**Directions:**
Set out every line bearing the string "styled".

**Exercise data:**
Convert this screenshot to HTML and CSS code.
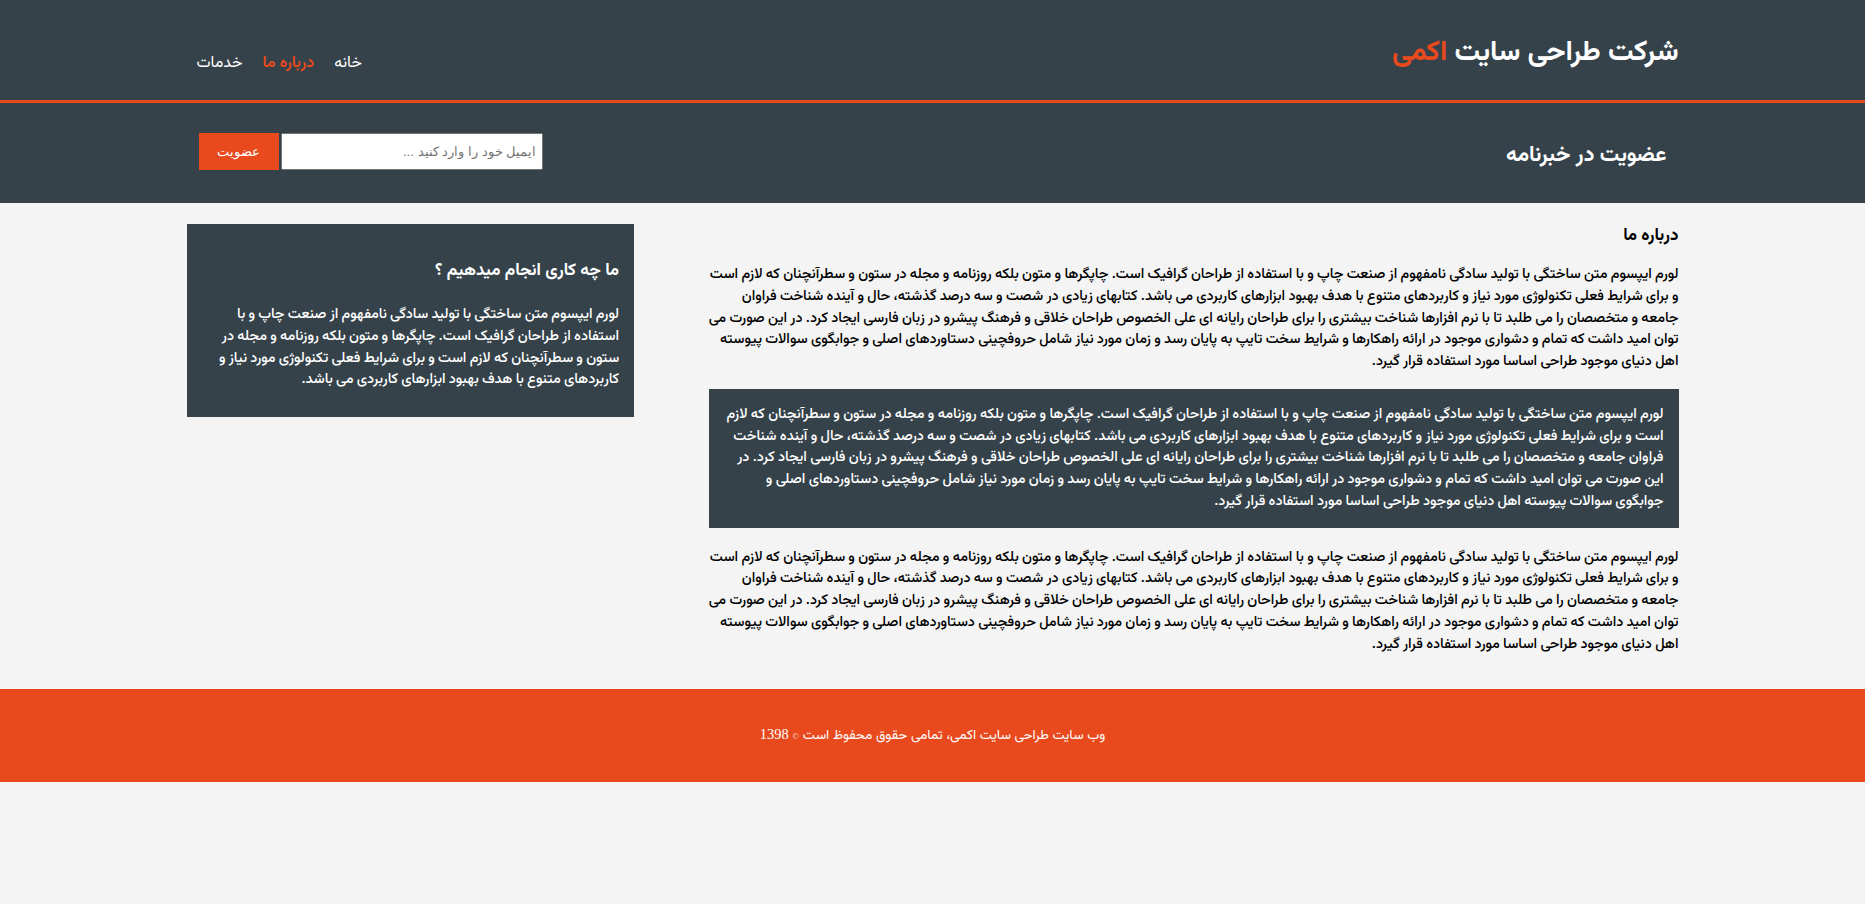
FILE: index.html
```html
<!DOCTYPE html>
<html lang="fa" dir="rtl">
<head>
<meta charset="utf-8">
<title>شرکت طراحی سایت اکمی | درباره ما</title>
<link rel="stylesheet" href="styles.css">
</head>
<body>
<header class="site-header">
  <div class="container header-inner">
    <div class="branding">
      <h1 class="brand">شرکت طراحی سایت <span class="highlight">اکمی</span></h1>
    </div>
    <nav class="main-nav">
      <ul class="nav-list">
        <li class="nav-item"><a class="nav-link" href="#">خانه</a></li>
        <li class="nav-item"><a class="nav-link current" href="#">درباره ما</a></li>
        <li class="nav-item"><a class="nav-link" href="#">خدمات</a></li>
      </ul>
    </nav>
  </div>
</header>

<section class="newsletter">
  <div class="container newsletter-inner">
    <h1 class="newsletter-title">عضویت در خبرنامه</h1>
    <form class="newsletter-form">
      <input class="email-input" type="email" placeholder="ایمیل خود را وارد کنید ...">
      <button class="button-1" type="submit">عضویت</button>
    </form>
  </div>
</section>

<section class="main">
  <div class="container main-inner">
    <article class="main-col">
      <h3 class="page-title">درباره ما</h3>
      <p class="text">لورم ایپسوم متن ساختگی با تولید سادگی نامفهوم از صنعت چاپ و با استفاده از طراحان گرافیک است. چاپگرها و متون بلکه روزنامه و مجله در ستون و سطرآنچنان که لازم است و برای شرایط فعلی تکنولوژی مورد نیاز و کاربردهای متنوع با هدف بهبود ابزارهای کاربردی می باشد. کتابهای زیادی در شصت و سه درصد گذشته، حال و آینده شناخت فراوان جامعه و متخصصان را می طلبد تا با نرم افزارها شناخت بیشتری را برای طراحان رایانه ای علی الخصوص طراحان خلاقی و فرهنگ پیشرو در زبان فارسی ایجاد کرد. در این صورت می توان امید داشت که تمام و دشواری موجود در ارائه راهکارها و شرایط سخت تایپ به پایان رسد و زمان مورد نیاز شامل حروفچینی دستاوردهای اصلی و جوابگوی سوالات پیوسته اهل دنیای موجود طراحی اساسا مورد استفاده قرار گیرد.</p>
      <p class="text dark">لورم ایپسوم متن ساختگی با تولید سادگی نامفهوم از صنعت چاپ و با استفاده از طراحان گرافیک است. چاپگرها و متون بلکه روزنامه و مجله در ستون و سطرآنچنان که لازم است و برای شرایط فعلی تکنولوژی مورد نیاز و کاربردهای متنوع با هدف بهبود ابزارهای کاربردی می باشد. کتابهای زیادی در شصت و سه درصد گذشته، حال و آینده شناخت فراوان جامعه و متخصصان را می طلبد تا با نرم افزارها شناخت بیشتری را برای طراحان رایانه ای علی الخصوص طراحان خلاقی و فرهنگ پیشرو در زبان فارسی ایجاد کرد. در این صورت می توان امید داشت که تمام و دشواری موجود در ارائه راهکارها و شرایط سخت تایپ به پایان رسد و زمان مورد نیاز شامل حروفچینی دستاوردهای اصلی و جوابگوی سوالات پیوسته اهل دنیای موجود طراحی اساسا مورد استفاده قرار گیرد.</p>
      <p class="text">لورم ایپسوم متن ساختگی با تولید سادگی نامفهوم از صنعت چاپ و با استفاده از طراحان گرافیک است. چاپگرها و متون بلکه روزنامه و مجله در ستون و سطرآنچنان که لازم است و برای شرایط فعلی تکنولوژی مورد نیاز و کاربردهای متنوع با هدف بهبود ابزارهای کاربردی می باشد. کتابهای زیادی در شصت و سه درصد گذشته، حال و آینده شناخت فراوان جامعه و متخصصان را می طلبد تا با نرم افزارها شناخت بیشتری را برای طراحان رایانه ای علی الخصوص طراحان خلاقی و فرهنگ پیشرو در زبان فارسی ایجاد کرد. در این صورت می توان امید داشت که تمام و دشواری موجود در ارائه راهکارها و شرایط سخت تایپ به پایان رسد و زمان مورد نیاز شامل حروفچینی دستاوردهای اصلی و جوابگوی سوالات پیوسته اهل دنیای موجود طراحی اساسا مورد استفاده قرار گیرد.</p>
    </article>
    <aside class="sidebar">
      <div class="dark sidebar-box">
        <h3 class="sidebar-title">ما چه کاری انجام میدهیم ؟</h3>
        <p class="sidebar-text">لورم ایپسوم متن ساختگی با تولید سادگی نامفهوم از صنعت چاپ و با استفاده از طراحان گرافیک است. چاپگرها و متون بلکه روزنامه و مجله در ستون و سطرآنچنان که لازم است و برای شرایط فعلی تکنولوژی مورد نیاز و کاربردهای متنوع با هدف بهبود ابزارهای کاربردی می باشد.</p>
      </div>
    </aside>
  </div>
</section>

<footer class="site-footer">
  <p class="footer-text">وب سایت طراحی سایت اکمی، تمامی حقوق محفوظ است <span class="copy">&copy;</span> <span class="year">1398</span></p>
</footer>
</body>
</html>
```

FILE: styles.css
```css
html, body {
  margin: 0;
  padding: 0;
}

body {
  background-color: #f4f4f4;
  color: #000;
  font-family: "Vazirmatn", "Noto Sans Arabic", "DejaVu Sans", sans-serif;
  font-size: 14.4px;
  font-weight: 500;
  line-height: 21.75px;
}

.container {
  width: 80%;
  margin: 0 auto;
}

/* Header */
.site-header {
  background: #35424a;
  color: #fff;
  height: 70px;
  padding-top: 30px;
  border-bottom: 3px solid #e8491d;
}

.header-inner {
  display: flex;
  justify-content: space-between;
  align-items: flex-start;
}

.brand {
  margin: 1px 0 0;
  font-size: 28.3px;
  line-height: 45px;
  font-weight: bold;
}

.highlight {
  color: #e8491d;
}

.main-nav {
  padding-top: 22px;
}

.nav-list {
  list-style: none;
  margin: 0;
  padding: 0;
  display: flex;
}

.nav-item {
  padding: 0 10px;
}

.nav-link {
  color: #fff;
  text-decoration: none;
  font-size: 16px;
  font-weight: 400;
  line-height: 24px;
}

.nav-link.current {
  color: #e8491d;
  font-weight: 600;
}

/* Newsletter */
.newsletter {
  background: #35424a;
  color: #fff;
  padding: 15px;
}

.newsletter-inner {
  display: flex;
  justify-content: space-between;
  align-items: flex-start;
}

.newsletter-title {
  margin: 19.5px 0 14px;
  font-size: 21.5px;
  line-height: 36px;
  font-weight: bold;
}

.newsletter-form {
  display: flex;
  gap: 2px;
  margin-top: 15px;
}

.email-input {
  width: 250px;
  height: 25px;
  padding: 4px;
  margin: 0;
}

.button-1 {
  height: 37px;
  margin: 0;
  background: #e8491d;
  border: 0;
  padding: 0 18.5px;
  color: #fff;
}

/* Main */
.main-inner {
  display: flex;
  justify-content: space-between;
  align-items: flex-start;
}

.main-col {
  width: 65%;
}

.sidebar {
  width: 30%;
  margin-top: 21px;
}

.page-title {
  font-size: 17px;
  line-height: 25.5px;
  margin: 21px 0 15px;
  font-weight: bold;
}

.text {
  margin: 14.5px 0;
  word-spacing: -0.44px;
}

.dark {
  background: #35424a;
  color: #fff;
  padding: 15px;
}

.text.dark {
  margin: 16px 0 19px;
}

.sidebar-box {
  display: flow-root;
}

.sidebar-title {
  font-size: 17px;
  line-height: 25.5px;
  margin: 20px 0 20px;
  font-weight: bold;
}

.sidebar-text {
  margin: 0 0 10.5px;
  word-spacing: -0.5px;
}

/* Footer */
.site-footer {
  margin-top: 19px;
  padding: 20px;
  background-color: #e8491d;
  color: #fff;
  text-align: center;
  font-size: 13.6px;
  font-weight: 400;
  line-height: 22.5px;
}

.footer-text {
  margin: 14.4px 0;
}

.copy {
  font-family: "Liberation Serif", serif;
  font-size: 9px;
  opacity: 0.8;
}

.year {
  font-family: "Liberation Serif", serif;
  font-size: 14.4px;
}
```
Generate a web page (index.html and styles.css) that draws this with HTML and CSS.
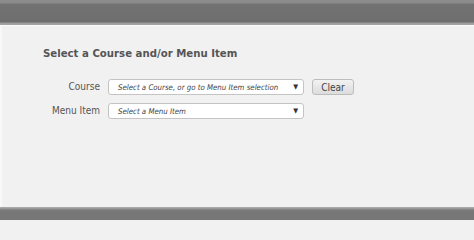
FILE: index.html
```html
<!DOCTYPE html>
<html>
<head>
<meta charset="utf-8">
<link rel="stylesheet" href="styles.css">
</head>
<body>
<div class="page">
  <header class="topbar"></header>
  <main class="content">
    <h1 class="title">Select a Course and/or Menu Item</h1>
    <div class="form">
      <label class="lbl">Course</label>
      <div class="field">
        <div class="select"><span class="ph">Select a Course, or go to Menu Item selection</span><span class="arrow">▼</span></div>
        <button class="btn">Clear</button>
      </div>
      <label class="lbl">Menu Item</label>
      <div class="field">
        <div class="select"><span class="ph">Select a Menu Item</span><span class="arrow">▼</span></div>
      </div>
    </div>
  </main>
  <footer class="botbar"></footer>
</div>
</body>
</html>
```
FILE: styles.css
```css
html, body { margin: 0; padding: 0; }
body {
  width: 474px; height: 220px; overflow: hidden;
  font-family: "DejaVu Sans Condensed", "DejaVu Sans", sans-serif;
  background: #f1f1f1;
}
.page { display: flex; flex-direction: column; height: 220px; }
.topbar {
  height: 26px; flex: none; box-sizing: border-box;
  background: linear-gradient(#8c8c8c 0, #8c8c8c 3px, #727272 4px, #6e6e6e 22px, #9a9a9a 23px, #a5a5a5 25px, #fafafa 25px, #fafafa 26px);
}
.content {
  flex: 1; box-sizing: border-box;
  padding: 20px 0 0 41px;
  border-left: 2px solid #f8f8f8;
}
.title {
  margin: 0; font-size: 11.3px; font-weight: bold; color: #555;
  line-height: 15px;
}
.form {
  margin-top: 18px; margin-left: -41px;
  display: grid; grid-template-columns: 98px auto; column-gap: 8px; row-gap: 8px;
  align-items: center; justify-content: start;
}
.lbl { font-size: 10px; color: #555; text-align: right; line-height: 16px; }
.field { display: flex; align-items: center; gap: 8px; }
.select {
  width: 196px; height: 16px; box-sizing: border-box;
  border: 1px solid #c4c4c4; border-radius: 3px; background: #fff;
  display: flex; align-items: center; justify-content: space-between;
  padding: 0 5px 0 9px;
}
.ph { font-size: 7.8px; font-style: italic; color: #444; white-space: nowrap; }
.arrow { font-size: 7px; color: #333; }
.btn {
  width: 42px; height: 16px; box-sizing: border-box; padding: 0;
  border: 1px solid #bdbdbd; border-radius: 3px;
  background: linear-gradient(#f2f2f2, #dcdcdc);
  font-family: "DejaVu Sans Condensed", "DejaVu Sans", sans-serif;
  font-size: 10px; color: #444;
}
.botbar {
  height: 13px; flex: none;
  background: linear-gradient(#a8a8a8 0, #a8a8a8 1px, #8a8a8a 2px, #777 4px, #777 13px);
}
```
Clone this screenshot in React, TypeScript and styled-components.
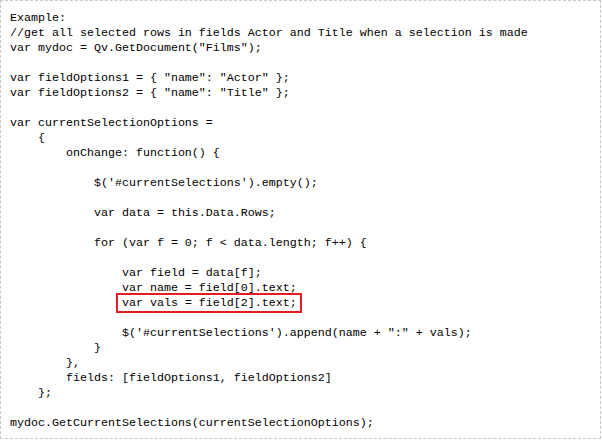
import React from "react";
import styled, { createGlobalStyle } from "styled-components";

const GlobalStyle = createGlobalStyle`
  html, body {
    margin: 0;
    padding: 0;
    background: #ffffff;
  }
`;

const Frame = styled.div`
  box-sizing: border-box;
  width: 601px;
  height: 439px;
  border: 1px dashed #c8c8c8;
  padding: 10px 9px;
  background: #ffffff;
`;

const Code = styled.pre`
  margin: 0;
  font-family: "Liberation Mono", "Courier New", monospace;
  font-size: 11.67px;
  line-height: 15px;
  color: #000000;
  white-space: pre;
`;

const Marked = styled.span`
  position: relative;
  &::after {
    content: "";
    position: absolute;
    top: -3px;
    bottom: -3px;
    left: -6px;
    right: -5px;
    border: 2px solid #e51c23;
  }
`;

const before = `Example:
//get all selected rows in fields Actor and Title when a selection is made
var mydoc = Qv.GetDocument("Films");

var fieldOptions1 = { "name": "Actor" };
var fieldOptions2 = { "name": "Title" };

var currentSelectionOptions =
    {
        onChange: function() {

            $('#currentSelections').empty();

            var data = this.Data.Rows;

            for (var f = 0; f < data.length; f++) {

                var field = data[f];
                var name = field[0].text;
                `;

const after = `

                $('#currentSelections').append(name + ":" + vals);
            }
        },
        fields: [fieldOptions1, fieldOptions2]
    };

mydoc.GetCurrentSelections(currentSelectionOptions);`;

export default function App() {
  return (
    <>
      <GlobalStyle />
      <Frame>
        <Code>
          {before}
          <Marked>var vals = field[2].text;</Marked>
          {after}
        </Code>
      </Frame>
    </>
  );
}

**Exercise solution:**
Clone this screenshot in React, TypeScript and styled-components.
import styled, { createGlobalStyle } from "styled-components";
const Frame = styled.div`
const Code = styled.pre`
const Marked = styled.span`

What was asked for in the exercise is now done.